Upstream Color

Upstream Color
Upstream Color
2013Sci-Fi ∙ 1h 36min

Forgive me but I’m going to have a seriously hard time describing this one. I mean at least Shane Carruth’s last (and first) film, Primer, had a hook: it was a sci-fi-ish, time travel movie. This one doesn’t fit so neatly into that box. I suppose it’s a mystery or a mystery romance or a mystery romantic daydream or a mystery romantic daydream with hypnotic worms and pigs. Yeah, that pretty much sums it up.

The plot itself is relatively simple. There’s a dude who harvests a plant — an orchid, I believe — who then proceeds to assault a woman and forcibly cause her to swallow a worm from that special orchid. She is, from that point on, under his hypnotic spell. He can basically make her do anything, including emptying her own bank accounts and taking out loans on her own house and robbing her blind without the slightest knowledge on her part. He eventually gets what he wants from the deal and releases her. Then there’s some shit with a pig. Don’t ask, just watch. Of course her life is ruined by then and nobody believes her story about the giant blank spot in her memory. She eventually moves on and meets a guy who is equally as weird as she is. They strike up a friendship and a romance and then strange crap starts happening and they realize they share a bond beyond just wanting to sleep with each other. I don’t want to (or maybe I can’t) explain beyond this point, as it’s pretty damned complicated.
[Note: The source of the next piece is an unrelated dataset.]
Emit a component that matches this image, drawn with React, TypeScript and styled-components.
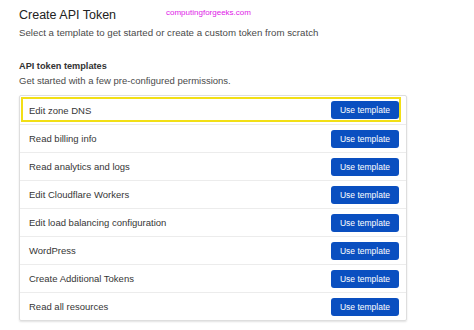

Suffice it to say, things get pretty fucked up.

There is something amazingly different about this film. I couldn’t quite put my finger on it and then read somebody mention that it’s practically a silent movie. There is some murmured talk in the beginning, but it’s really very secondary. And of course the main characters exchange some back and forth, but it’s super sparse. The action is mostly supported by eerie music (also composed by Shane Carruth) and naturalistic sounds. Some of the only talking I remember at all is our female protagonist mumbling Walden over and over again as she dives to pick up rocks from the bottom of a pool in some sort of subliminal plant from her time of hypnosis. There are lots of lingering shots of our characters doing mundane things and even scenes of one of the secondary characters collecting and sampling nature sounds for what has to be the worst record label on the face of the planet. The whole thing just moves at a pace and with a kind of stoned dreaminess that is almost illegal in Hollywood these days. Of course in order to accentuate things, Carruth punctures the silence and undulation with bursts of violence or vaguely disturbing imagery.

I was forced to watch a lot of experimental and indie cinema during my college years, but none of it was even remotely this engaging or affecting. I can’t admittedly explain with any certainty what the hell happened during at least 50% of the film, but perhaps that’s not even the point. The thing left me with a feeling — though I’m even having issues explaining what those are. It’s somewhere between melancholy and bliss. And if a movie watched on a laptop late at night can elicit those types of reactions out of a cynical bastard like me, I have to say that it is a special thing indeed.

Oh, did I mention that probably 90% of people who would dare to see this thing would absolutely hate it? Yeah, it’s like that.